Exercise brief: Reproduce only the top of the records, down to and including the line containing "2; label: string;".

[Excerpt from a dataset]
════════════════

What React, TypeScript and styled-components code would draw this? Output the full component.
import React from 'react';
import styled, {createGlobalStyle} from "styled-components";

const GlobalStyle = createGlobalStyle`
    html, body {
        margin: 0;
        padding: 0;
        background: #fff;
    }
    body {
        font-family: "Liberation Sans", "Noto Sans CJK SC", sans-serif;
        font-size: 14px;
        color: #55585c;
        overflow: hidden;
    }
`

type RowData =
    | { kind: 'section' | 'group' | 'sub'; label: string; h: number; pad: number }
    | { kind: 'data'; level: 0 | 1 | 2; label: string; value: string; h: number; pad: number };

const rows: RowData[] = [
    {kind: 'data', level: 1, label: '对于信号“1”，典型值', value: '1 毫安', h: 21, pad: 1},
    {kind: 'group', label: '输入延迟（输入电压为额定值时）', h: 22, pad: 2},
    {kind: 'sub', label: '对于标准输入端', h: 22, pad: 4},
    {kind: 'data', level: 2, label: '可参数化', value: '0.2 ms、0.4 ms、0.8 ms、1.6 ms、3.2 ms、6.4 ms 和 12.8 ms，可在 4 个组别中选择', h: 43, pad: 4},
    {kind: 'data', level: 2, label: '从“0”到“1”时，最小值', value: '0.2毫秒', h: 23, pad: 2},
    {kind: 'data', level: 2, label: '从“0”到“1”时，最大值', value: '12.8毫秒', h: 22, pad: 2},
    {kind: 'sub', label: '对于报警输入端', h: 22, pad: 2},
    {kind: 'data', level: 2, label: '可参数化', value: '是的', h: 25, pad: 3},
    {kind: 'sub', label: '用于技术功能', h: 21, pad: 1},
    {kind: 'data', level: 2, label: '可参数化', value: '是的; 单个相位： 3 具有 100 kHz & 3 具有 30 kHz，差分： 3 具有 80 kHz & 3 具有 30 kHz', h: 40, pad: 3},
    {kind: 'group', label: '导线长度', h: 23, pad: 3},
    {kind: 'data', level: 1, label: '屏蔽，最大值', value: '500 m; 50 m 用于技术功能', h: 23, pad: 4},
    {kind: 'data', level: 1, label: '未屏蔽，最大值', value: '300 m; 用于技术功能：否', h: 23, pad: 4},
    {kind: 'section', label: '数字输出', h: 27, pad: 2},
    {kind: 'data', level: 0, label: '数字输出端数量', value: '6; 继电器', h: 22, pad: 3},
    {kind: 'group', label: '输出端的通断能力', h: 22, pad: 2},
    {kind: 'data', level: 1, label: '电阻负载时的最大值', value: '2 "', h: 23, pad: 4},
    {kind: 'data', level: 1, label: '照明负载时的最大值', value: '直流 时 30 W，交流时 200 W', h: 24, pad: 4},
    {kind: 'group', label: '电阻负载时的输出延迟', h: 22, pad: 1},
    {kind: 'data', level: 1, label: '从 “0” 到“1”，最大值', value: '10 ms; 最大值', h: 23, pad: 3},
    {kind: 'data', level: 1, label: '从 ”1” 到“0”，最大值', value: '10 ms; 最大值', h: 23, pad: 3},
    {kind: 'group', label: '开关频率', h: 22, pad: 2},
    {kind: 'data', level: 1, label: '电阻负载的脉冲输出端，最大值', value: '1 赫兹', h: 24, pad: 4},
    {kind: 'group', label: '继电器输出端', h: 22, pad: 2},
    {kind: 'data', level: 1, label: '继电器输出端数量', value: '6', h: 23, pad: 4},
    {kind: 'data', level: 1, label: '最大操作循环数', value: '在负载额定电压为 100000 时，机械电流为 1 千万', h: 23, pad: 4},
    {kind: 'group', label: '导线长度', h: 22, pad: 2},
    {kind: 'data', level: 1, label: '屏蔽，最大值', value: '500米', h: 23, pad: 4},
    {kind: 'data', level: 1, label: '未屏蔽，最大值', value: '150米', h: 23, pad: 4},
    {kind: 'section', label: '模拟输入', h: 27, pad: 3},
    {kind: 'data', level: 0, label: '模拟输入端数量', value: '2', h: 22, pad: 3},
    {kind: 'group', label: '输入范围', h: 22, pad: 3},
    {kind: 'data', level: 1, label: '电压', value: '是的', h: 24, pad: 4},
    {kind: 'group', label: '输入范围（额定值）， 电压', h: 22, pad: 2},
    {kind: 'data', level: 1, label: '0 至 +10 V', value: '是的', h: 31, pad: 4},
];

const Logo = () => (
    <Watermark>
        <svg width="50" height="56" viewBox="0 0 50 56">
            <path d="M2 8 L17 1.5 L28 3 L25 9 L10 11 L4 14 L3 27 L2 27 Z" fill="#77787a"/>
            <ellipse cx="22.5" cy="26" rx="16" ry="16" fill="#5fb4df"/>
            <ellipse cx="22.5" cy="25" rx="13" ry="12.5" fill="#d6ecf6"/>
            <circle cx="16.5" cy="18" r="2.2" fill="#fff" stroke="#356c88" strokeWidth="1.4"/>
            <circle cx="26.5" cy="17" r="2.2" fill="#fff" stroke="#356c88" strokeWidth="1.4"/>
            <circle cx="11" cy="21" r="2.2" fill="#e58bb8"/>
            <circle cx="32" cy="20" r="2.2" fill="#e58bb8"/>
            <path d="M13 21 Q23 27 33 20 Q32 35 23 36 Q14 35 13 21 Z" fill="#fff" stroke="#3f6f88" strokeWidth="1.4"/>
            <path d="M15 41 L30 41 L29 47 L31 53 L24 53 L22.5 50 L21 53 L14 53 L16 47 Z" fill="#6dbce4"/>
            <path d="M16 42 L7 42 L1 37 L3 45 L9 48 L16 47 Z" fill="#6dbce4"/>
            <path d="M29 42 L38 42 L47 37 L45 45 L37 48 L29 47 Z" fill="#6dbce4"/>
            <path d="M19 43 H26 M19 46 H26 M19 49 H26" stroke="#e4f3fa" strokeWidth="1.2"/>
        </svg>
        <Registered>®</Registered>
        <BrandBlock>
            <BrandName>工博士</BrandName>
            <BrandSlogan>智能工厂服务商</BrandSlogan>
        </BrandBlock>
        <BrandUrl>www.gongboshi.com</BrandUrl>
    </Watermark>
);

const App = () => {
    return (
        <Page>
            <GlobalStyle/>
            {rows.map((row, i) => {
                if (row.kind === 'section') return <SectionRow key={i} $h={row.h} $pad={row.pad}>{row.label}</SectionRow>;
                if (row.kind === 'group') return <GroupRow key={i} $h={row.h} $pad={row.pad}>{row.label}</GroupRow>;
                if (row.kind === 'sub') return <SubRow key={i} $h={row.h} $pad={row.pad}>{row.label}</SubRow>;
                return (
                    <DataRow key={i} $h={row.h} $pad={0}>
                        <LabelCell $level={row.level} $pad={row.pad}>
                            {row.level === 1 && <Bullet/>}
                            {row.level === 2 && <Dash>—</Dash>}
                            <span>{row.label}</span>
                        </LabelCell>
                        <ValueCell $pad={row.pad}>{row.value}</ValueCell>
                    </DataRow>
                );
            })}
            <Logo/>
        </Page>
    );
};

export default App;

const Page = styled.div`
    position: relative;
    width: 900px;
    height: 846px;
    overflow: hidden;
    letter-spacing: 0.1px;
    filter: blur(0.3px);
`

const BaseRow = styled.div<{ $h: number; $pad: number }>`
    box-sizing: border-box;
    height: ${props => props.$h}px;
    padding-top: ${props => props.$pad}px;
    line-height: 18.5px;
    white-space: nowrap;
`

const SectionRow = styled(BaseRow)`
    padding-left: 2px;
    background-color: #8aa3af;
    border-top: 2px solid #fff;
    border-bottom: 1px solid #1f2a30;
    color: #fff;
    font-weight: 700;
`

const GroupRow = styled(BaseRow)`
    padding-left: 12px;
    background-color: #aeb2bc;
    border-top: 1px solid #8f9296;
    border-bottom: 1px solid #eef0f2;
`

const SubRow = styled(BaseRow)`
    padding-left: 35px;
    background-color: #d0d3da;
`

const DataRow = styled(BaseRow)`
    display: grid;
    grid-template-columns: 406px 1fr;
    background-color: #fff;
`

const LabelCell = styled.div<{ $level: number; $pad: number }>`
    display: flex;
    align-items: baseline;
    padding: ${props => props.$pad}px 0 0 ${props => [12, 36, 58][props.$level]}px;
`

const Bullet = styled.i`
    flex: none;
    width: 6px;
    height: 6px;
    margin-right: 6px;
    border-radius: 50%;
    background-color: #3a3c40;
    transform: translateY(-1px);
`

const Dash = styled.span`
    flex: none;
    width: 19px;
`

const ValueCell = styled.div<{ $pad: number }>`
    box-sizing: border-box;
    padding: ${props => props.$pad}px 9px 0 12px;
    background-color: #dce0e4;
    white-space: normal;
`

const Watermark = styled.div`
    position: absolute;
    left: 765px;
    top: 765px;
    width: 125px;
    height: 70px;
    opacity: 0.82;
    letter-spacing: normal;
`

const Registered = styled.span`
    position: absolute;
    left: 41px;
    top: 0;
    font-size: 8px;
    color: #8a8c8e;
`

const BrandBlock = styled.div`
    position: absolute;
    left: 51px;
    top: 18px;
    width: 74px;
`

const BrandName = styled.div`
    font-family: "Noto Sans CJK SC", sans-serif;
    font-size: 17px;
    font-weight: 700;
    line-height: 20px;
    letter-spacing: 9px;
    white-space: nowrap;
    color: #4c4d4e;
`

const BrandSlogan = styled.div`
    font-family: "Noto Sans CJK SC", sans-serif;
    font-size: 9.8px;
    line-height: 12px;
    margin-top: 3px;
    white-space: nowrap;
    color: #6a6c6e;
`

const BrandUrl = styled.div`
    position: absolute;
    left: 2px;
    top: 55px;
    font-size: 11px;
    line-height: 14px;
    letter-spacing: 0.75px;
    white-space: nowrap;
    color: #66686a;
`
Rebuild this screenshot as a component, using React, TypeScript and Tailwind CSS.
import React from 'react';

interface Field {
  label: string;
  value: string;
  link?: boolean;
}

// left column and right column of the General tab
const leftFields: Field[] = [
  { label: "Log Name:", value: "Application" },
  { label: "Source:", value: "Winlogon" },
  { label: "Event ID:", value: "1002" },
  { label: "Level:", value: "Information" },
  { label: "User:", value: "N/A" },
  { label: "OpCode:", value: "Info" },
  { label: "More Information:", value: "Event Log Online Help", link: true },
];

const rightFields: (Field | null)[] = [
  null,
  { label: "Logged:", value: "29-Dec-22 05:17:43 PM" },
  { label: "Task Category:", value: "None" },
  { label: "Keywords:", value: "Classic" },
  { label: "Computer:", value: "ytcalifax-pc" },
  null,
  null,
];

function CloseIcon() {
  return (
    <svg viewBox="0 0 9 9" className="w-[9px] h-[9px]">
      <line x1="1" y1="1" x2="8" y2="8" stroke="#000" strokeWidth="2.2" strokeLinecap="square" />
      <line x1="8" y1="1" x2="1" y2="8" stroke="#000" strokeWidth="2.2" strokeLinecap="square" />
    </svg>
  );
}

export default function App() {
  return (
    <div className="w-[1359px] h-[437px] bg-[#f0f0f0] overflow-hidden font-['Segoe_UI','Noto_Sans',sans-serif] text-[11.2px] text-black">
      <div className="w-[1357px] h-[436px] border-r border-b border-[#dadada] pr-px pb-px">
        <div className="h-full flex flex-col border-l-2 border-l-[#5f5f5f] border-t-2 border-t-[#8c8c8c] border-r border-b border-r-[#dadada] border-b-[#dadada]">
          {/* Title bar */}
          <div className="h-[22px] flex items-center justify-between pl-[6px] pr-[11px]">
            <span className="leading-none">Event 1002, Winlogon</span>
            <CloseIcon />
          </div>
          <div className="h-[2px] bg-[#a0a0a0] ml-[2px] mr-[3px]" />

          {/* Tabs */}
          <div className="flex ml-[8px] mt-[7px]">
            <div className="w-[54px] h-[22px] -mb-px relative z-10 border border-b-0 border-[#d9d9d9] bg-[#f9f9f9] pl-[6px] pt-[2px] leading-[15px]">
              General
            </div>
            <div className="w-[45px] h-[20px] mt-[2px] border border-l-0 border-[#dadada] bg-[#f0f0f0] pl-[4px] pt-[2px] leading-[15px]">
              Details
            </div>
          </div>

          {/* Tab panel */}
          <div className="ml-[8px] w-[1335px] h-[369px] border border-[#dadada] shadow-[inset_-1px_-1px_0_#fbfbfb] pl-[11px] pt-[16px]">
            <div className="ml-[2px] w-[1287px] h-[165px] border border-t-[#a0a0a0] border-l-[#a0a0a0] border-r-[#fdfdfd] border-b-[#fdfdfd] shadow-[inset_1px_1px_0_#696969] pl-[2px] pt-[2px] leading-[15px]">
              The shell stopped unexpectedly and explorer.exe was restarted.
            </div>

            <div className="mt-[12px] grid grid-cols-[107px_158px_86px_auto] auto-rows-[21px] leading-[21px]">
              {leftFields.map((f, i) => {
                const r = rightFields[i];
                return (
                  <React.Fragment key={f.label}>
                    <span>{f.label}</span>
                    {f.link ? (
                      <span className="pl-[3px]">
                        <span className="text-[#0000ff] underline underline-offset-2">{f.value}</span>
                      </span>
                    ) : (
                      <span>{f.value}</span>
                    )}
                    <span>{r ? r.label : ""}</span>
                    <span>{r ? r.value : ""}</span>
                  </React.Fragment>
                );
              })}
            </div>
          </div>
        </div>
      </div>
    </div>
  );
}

════════════════

Solution for this exercise:
What React, TypeScript and styled-components code would draw this? Output the full component.
import React from 'react';
import styled, {createGlobalStyle} from "styled-components";

const GlobalStyle = createGlobalStyle`
    html, body {
        margin: 0;
        padding: 0;
        background: #fff;
    }
    body {
        font-family: "Liberation Sans", "Noto Sans CJK SC", sans-serif;
        font-size: 14px;
        color: #55585c;
        overflow: hidden;
    }
`

type RowData =
    | { kind: 'section' | 'group' | 'sub'; label: string; h: number; pad: number }
    | { kind: 'data'; level: 0 | 1 | 2; label: string; value: string; h: number; pad: number };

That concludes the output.